start DATASET CONTENT

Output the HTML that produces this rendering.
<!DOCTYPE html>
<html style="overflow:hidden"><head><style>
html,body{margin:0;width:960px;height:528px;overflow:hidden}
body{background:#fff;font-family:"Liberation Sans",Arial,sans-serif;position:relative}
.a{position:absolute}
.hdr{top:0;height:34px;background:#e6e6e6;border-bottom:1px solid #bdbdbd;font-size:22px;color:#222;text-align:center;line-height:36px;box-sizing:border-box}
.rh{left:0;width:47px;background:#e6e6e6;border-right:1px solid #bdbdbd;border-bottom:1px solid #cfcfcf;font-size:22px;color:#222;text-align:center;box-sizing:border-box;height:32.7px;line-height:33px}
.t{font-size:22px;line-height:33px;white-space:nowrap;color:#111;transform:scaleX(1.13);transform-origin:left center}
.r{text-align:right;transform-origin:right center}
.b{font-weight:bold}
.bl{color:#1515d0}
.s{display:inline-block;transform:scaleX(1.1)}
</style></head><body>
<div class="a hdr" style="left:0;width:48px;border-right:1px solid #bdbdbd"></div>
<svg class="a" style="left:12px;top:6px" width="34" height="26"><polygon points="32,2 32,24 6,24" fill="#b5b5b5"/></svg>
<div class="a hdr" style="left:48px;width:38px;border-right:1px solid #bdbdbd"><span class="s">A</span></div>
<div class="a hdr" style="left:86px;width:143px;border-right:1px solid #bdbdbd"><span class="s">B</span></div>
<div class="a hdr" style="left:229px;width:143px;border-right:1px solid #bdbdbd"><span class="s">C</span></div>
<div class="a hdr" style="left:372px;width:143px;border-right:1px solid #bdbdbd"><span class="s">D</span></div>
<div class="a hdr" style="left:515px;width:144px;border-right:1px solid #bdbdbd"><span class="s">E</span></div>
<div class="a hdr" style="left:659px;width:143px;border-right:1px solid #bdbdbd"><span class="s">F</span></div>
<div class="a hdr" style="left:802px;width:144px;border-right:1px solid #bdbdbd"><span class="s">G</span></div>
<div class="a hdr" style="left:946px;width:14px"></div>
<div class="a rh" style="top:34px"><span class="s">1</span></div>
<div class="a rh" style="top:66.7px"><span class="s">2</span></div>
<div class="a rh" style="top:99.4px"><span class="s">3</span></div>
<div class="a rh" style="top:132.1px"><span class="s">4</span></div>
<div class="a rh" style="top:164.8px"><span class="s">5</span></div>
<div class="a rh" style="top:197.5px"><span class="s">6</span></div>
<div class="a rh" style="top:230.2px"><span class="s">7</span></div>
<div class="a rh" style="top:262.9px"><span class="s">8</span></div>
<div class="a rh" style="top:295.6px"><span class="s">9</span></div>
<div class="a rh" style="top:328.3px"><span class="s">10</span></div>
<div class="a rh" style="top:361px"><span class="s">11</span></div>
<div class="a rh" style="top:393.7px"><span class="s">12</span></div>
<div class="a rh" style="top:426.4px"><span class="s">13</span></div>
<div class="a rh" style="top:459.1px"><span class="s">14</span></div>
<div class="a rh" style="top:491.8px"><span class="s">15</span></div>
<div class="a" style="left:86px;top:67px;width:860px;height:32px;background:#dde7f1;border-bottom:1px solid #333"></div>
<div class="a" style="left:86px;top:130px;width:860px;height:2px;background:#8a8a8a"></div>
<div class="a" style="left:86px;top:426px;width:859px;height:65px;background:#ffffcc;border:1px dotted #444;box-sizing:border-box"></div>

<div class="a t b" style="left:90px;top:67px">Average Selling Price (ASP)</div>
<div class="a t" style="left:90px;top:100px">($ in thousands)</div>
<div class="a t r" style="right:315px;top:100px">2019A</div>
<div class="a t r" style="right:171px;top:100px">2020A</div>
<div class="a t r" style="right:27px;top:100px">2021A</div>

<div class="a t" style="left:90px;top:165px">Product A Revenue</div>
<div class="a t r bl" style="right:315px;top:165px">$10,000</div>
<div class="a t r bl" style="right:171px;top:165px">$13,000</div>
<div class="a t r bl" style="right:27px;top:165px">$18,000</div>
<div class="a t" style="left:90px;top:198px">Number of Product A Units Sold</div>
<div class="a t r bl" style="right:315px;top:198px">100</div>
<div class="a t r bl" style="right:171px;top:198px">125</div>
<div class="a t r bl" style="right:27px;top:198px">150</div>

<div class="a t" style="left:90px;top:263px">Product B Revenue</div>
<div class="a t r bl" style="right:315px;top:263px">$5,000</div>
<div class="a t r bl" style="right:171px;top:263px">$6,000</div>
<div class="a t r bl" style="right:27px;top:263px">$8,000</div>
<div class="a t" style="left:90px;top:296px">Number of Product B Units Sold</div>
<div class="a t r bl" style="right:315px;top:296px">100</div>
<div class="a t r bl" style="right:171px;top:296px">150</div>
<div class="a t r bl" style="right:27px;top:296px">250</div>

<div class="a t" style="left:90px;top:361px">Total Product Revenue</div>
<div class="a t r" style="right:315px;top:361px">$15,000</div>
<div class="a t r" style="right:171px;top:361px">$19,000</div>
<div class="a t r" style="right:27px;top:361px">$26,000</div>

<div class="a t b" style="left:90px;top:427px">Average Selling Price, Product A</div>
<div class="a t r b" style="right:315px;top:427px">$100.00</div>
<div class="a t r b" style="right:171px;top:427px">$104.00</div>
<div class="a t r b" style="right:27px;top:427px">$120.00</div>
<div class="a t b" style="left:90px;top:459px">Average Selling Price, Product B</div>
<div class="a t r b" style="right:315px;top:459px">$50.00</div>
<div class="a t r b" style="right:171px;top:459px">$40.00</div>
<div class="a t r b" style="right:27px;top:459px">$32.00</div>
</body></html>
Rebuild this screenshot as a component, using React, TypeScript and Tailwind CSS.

end DATASET CONTENT

Using the data above, print every record exactly as shown.

Output the HTML that produces this rendering.
<!DOCTYPE html>
<html style="overflow:hidden"><head><style>
html,body{margin:0;width:960px;height:528px;overflow:hidden}
body{background:#fff;font-family:"Liberation Sans",Arial,sans-serif;position:relative}
.a{position:absolute}
.hdr{top:0;height:34px;background:#e6e6e6;border-bottom:1px solid #bdbdbd;font-size:22px;color:#222;text-align:center;line-height:36px;box-sizing:border-box}
.rh{left:0;width:47px;background:#e6e6e6;border-right:1px solid #bdbdbd;border-bottom:1px solid #cfcfcf;font-size:22px;color:#222;text-align:center;box-sizing:border-box;height:32.7px;line-height:33px}
.t{font-size:22px;line-height:33px;white-space:nowrap;color:#111;transform:scaleX(1.13);transform-origin:left center}
.r{text-align:right;transform-origin:right center}
.b{font-weight:bold}
.bl{color:#1515d0}
.s{display:inline-block;transform:scaleX(1.1)}
</style></head><body>
<div class="a hdr" style="left:0;width:48px;border-right:1px solid #bdbdbd"></div>
<svg class="a" style="left:12px;top:6px" width="34" height="26"><polygon points="32,2 32,24 6,24" fill="#b5b5b5"/></svg>
<div class="a hdr" style="left:48px;width:38px;border-right:1px solid #bdbdbd"><span class="s">A</span></div>
<div class="a hdr" style="left:86px;width:143px;border-right:1px solid #bdbdbd"><span class="s">B</span></div>
<div class="a hdr" style="left:229px;width:143px;border-right:1px solid #bdbdbd"><span class="s">C</span></div>
<div class="a hdr" style="left:372px;width:143px;border-right:1px solid #bdbdbd"><span class="s">D</span></div>
<div class="a hdr" style="left:515px;width:144px;border-right:1px solid #bdbdbd"><span class="s">E</span></div>
<div class="a hdr" style="left:659px;width:143px;border-right:1px solid #bdbdbd"><span class="s">F</span></div>
<div class="a hdr" style="left:802px;width:144px;border-right:1px solid #bdbdbd"><span class="s">G</span></div>
<div class="a hdr" style="left:946px;width:14px"></div>
<div class="a rh" style="top:34px"><span class="s">1</span></div>
<div class="a rh" style="top:66.7px"><span class="s">2</span></div>
<div class="a rh" style="top:99.4px"><span class="s">3</span></div>
<div class="a rh" style="top:132.1px"><span class="s">4</span></div>
<div class="a rh" style="top:164.8px"><span class="s">5</span></div>
<div class="a rh" style="top:197.5px"><span class="s">6</span></div>
<div class="a rh" style="top:230.2px"><span class="s">7</span></div>
<div class="a rh" style="top:262.9px"><span class="s">8</span></div>
<div class="a rh" style="top:295.6px"><span class="s">9</span></div>
<div class="a rh" style="top:328.3px"><span class="s">10</span></div>
<div class="a rh" style="top:361px"><span class="s">11</span></div>
<div class="a rh" style="top:393.7px"><span class="s">12</span></div>
<div class="a rh" style="top:426.4px"><span class="s">13</span></div>
<div class="a rh" style="top:459.1px"><span class="s">14</span></div>
<div class="a rh" style="top:491.8px"><span class="s">15</span></div>
<div class="a" style="left:86px;top:67px;width:860px;height:32px;background:#dde7f1;border-bottom:1px solid #333"></div>
<div class="a" style="left:86px;top:130px;width:860px;height:2px;background:#8a8a8a"></div>
<div class="a" style="left:86px;top:426px;width:859px;height:65px;background:#ffffcc;border:1px dotted #444;box-sizing:border-box"></div>

<div class="a t b" style="left:90px;top:67px">Average Selling Price (ASP)</div>
<div class="a t" style="left:90px;top:100px">($ in thousands)</div>
<div class="a t r" style="right:315px;top:100px">2019A</div>
<div class="a t r" style="right:171px;top:100px">2020A</div>
<div class="a t r" style="right:27px;top:100px">2021A</div>

<div class="a t" style="left:90px;top:165px">Product A Revenue</div>
<div class="a t r bl" style="right:315px;top:165px">$10,000</div>
<div class="a t r bl" style="right:171px;top:165px">$13,000</div>
<div class="a t r bl" style="right:27px;top:165px">$18,000</div>
<div class="a t" style="left:90px;top:198px">Number of Product A Units Sold</div>
<div class="a t r bl" style="right:315px;top:198px">100</div>
<div class="a t r bl" style="right:171px;top:198px">125</div>
<div class="a t r bl" style="right:27px;top:198px">150</div>

<div class="a t" style="left:90px;top:263px">Product B Revenue</div>
<div class="a t r bl" style="right:315px;top:263px">$5,000</div>
<div class="a t r bl" style="right:171px;top:263px">$6,000</div>
<div class="a t r bl" style="right:27px;top:263px">$8,000</div>
<div class="a t" style="left:90px;top:296px">Number of Product B Units Sold</div>
<div class="a t r bl" style="right:315px;top:296px">100</div>
<div class="a t r bl" style="right:171px;top:296px">150</div>
<div class="a t r bl" style="right:27px;top:296px">250</div>

<div class="a t" style="left:90px;top:361px">Total Product Revenue</div>
<div class="a t r" style="right:315px;top:361px">$15,000</div>
<div class="a t r" style="right:171px;top:361px">$19,000</div>
<div class="a t r" style="right:27px;top:361px">$26,000</div>

<div class="a t b" style="left:90px;top:427px">Average Selling Price, Product A</div>
<div class="a t r b" style="right:315px;top:427px">$100.00</div>
<div class="a t r b" style="right:171px;top:427px">$104.00</div>
<div class="a t r b" style="right:27px;top:427px">$120.00</div>
<div class="a t b" style="left:90px;top:459px">Average Selling Price, Product B</div>
<div class="a t r b" style="right:315px;top:459px">$50.00</div>
<div class="a t r b" style="right:171px;top:459px">$40.00</div>
<div class="a t r b" style="right:27px;top:459px">$32.00</div>
</body></html>
Rebuild this screenshot as a component, using React, TypeScript and Tailwind CSS.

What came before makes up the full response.